5 Credit Score Myths Worth Debunking

Although our credit scores represent an important facet of our financial well-being, it’s not always easy to know what’s true and what’s false when it comes to how they’re set.

Understanding what can help and what can hurt your score gives you more power to improve it — which, in turn, can help you get approved for lines of credit more easily and secure competitive interest rates on those loans. Maintaining a strong credit score also tends to make life easier, like making it simpler to get approved for apartments and such.

Let’s start by debunking some common credit score myths. 

Checking Your Credit Brings Down Your Score

Many people avoid checking because they believe it’ll bring down the score. This is simply not true. In fact, an important part of managing credit is keeping a watchful eye on your score over time.

This myth likely originates from the true statement that hard inquiries — like when a lender checks your credit score after you apply for a loan — can put a small dent in your score. This is why it’s smart to apply for loans from different lenders within a short window of time; the multiple hard inquiries will only count as a single inquiry.

When you check your own score, it’s a soft inquiry. These will not affect your credit score or show up on your report. So, check your score periodically and take advantage of the free credit reports you’re able to download each year from Equifax, Experian and TransUnion.

All Debt Affects Credit in the Same Way

All debt is not created equal, nor will it affect your credit in the same way. Owing $50,000 on a mortgage is much different than owing $50,000 across a handful of credit cards. Incrementally paying back installment loans can improve your score, while maxing out lines of credit can hurt your score because it makes you appear riskier to lenders.

Always consider the type of debt rather than just the amount.

Negative Information Ruins Your Credit for 7 Years

Say you fall on hard times and miss a credit card payment or two. Is your credit report ruined for seven to 10 years? Not exactly. While your report can bear this negative information for seven to 10 years, its impact fades over that time period.

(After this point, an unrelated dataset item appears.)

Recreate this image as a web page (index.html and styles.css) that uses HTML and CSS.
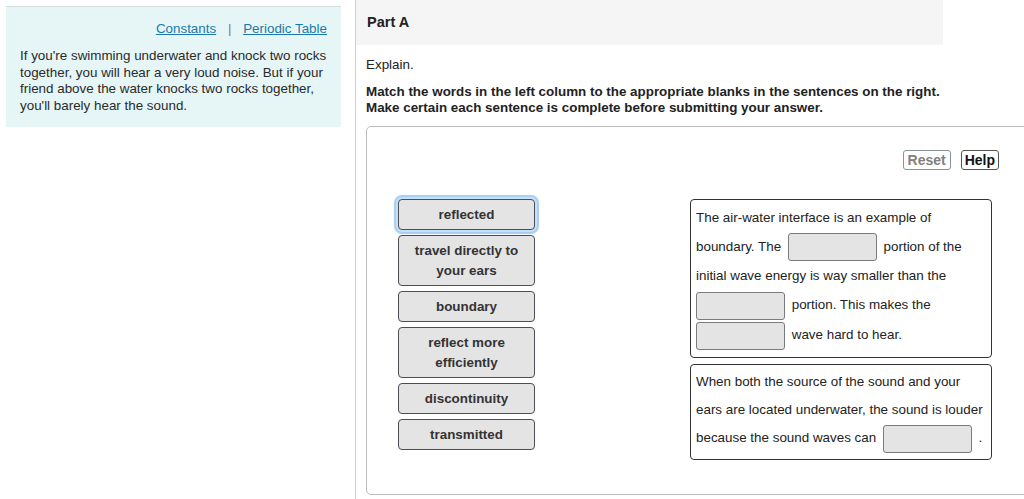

So, you don’t have to wait years to improve your score. Managing your credit responsibly in the present and taking care of outstanding debts (either by paying them in full or settling) will go a long way toward helping you build your score over the long haul. 

You Can’t Get a Loan with Bad Credit

Another misconception is that it’s impossible to even get a loan with bad credit. While some lenders and loans do have credit score thresholds, others are willing to lend to borrowers with fair or even poor credit.

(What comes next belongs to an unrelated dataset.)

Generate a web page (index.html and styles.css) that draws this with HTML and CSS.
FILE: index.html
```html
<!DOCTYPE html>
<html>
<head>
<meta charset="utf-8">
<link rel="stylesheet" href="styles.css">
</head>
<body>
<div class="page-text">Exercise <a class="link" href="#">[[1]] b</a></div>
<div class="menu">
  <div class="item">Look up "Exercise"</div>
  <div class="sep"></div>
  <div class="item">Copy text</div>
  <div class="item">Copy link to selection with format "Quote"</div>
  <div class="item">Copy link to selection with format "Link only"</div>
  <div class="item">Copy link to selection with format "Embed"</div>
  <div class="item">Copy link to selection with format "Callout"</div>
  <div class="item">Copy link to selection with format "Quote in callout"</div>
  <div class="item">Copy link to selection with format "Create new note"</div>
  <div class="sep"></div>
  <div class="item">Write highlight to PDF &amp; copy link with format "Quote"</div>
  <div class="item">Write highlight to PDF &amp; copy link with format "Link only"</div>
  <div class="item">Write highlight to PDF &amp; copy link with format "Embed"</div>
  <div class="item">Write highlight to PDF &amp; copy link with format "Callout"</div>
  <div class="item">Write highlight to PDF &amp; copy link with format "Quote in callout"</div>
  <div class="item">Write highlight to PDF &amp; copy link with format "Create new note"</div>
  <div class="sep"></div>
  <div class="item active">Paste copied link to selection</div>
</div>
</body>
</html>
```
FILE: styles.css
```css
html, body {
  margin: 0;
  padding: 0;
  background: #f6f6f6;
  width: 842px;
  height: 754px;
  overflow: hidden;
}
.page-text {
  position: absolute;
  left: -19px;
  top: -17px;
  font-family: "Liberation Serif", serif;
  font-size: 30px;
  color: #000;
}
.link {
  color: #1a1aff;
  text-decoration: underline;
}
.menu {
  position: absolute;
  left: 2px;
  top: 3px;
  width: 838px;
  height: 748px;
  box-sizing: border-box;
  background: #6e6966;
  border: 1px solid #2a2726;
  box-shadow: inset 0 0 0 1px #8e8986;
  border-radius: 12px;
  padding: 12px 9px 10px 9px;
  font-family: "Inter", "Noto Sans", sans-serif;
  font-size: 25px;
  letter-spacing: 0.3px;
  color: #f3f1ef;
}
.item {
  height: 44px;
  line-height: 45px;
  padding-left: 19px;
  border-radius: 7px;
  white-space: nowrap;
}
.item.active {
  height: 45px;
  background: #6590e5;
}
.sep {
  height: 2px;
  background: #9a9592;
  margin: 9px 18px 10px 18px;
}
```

However, you can expect to pay more in interest to offset the risk denoted by your low credit score. Someone seeking debt consolidation with bad credit will likely see interest percentages in the twenties — think 21 percent or higher —  whereas someone with excellent credit might be able to get a loan between 6 and 15 percent APR.

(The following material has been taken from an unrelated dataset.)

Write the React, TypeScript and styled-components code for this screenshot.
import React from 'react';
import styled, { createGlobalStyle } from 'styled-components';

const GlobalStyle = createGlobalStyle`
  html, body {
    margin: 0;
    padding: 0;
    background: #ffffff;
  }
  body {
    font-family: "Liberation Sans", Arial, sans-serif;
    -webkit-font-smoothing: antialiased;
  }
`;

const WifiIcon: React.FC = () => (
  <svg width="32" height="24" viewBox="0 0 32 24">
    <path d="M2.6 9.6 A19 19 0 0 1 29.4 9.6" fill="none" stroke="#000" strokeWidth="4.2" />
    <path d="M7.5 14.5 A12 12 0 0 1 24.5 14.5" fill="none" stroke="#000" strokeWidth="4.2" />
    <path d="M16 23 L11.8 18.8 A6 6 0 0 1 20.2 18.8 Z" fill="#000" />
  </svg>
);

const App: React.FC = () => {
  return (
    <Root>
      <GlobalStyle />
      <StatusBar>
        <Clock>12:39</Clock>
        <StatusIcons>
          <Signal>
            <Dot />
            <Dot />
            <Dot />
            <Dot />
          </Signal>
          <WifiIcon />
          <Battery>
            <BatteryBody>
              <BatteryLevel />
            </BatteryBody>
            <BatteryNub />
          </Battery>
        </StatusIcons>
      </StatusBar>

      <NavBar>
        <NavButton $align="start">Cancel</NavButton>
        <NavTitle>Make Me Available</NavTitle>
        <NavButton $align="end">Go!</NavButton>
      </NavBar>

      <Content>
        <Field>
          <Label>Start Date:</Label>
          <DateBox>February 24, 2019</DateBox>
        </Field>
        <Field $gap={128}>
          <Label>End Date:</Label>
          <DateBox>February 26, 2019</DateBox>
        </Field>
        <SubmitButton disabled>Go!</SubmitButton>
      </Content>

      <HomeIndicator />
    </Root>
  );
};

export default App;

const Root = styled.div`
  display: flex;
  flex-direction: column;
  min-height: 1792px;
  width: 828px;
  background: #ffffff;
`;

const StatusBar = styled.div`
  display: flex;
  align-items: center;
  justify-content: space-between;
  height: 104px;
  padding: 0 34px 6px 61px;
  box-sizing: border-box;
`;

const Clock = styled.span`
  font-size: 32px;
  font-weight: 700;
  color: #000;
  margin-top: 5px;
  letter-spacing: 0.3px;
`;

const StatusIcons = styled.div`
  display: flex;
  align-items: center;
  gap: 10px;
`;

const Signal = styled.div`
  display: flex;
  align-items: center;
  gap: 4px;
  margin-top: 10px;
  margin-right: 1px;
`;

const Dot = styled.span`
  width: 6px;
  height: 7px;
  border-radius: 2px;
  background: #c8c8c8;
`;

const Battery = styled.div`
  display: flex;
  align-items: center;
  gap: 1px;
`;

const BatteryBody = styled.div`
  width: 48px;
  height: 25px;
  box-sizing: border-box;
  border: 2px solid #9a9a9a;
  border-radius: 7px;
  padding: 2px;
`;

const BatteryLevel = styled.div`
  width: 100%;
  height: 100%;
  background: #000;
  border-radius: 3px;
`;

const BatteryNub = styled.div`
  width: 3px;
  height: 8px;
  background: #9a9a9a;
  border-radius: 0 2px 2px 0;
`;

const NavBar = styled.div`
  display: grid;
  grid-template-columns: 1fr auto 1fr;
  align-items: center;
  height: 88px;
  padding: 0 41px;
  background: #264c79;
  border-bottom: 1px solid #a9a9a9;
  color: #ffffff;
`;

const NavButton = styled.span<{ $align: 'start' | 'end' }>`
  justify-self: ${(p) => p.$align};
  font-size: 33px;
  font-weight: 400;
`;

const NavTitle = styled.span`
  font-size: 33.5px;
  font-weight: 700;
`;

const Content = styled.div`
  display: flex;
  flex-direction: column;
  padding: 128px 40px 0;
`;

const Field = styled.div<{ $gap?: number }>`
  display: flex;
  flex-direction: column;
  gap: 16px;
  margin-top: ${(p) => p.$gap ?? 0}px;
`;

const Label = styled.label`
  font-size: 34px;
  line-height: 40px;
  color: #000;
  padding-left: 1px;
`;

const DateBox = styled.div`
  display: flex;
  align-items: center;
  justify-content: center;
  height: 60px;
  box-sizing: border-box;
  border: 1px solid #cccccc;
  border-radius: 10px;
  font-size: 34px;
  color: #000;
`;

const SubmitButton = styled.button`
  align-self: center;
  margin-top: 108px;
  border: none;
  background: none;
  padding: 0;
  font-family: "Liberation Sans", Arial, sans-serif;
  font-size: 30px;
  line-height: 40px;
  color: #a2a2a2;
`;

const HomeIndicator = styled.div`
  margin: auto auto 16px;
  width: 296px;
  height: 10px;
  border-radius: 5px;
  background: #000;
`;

Loans with bad credit tend to be more expensive, but they absolutely exist.

Income Level Affects Credit Score

It’s easy to assume people who make more money automatically have better credit scores. But the truth is income doesn’t affect credit rating. Credit scores only factor in payment history, amount of debt, length of history, amount of new credit and types of debt.

Loan applications do take into account income when assessing the likelihood of you being able to fulfill the obligation, but credit scores themselves do not judge based on income.

Taking control of your credit score means being able to separate the myths from the truths.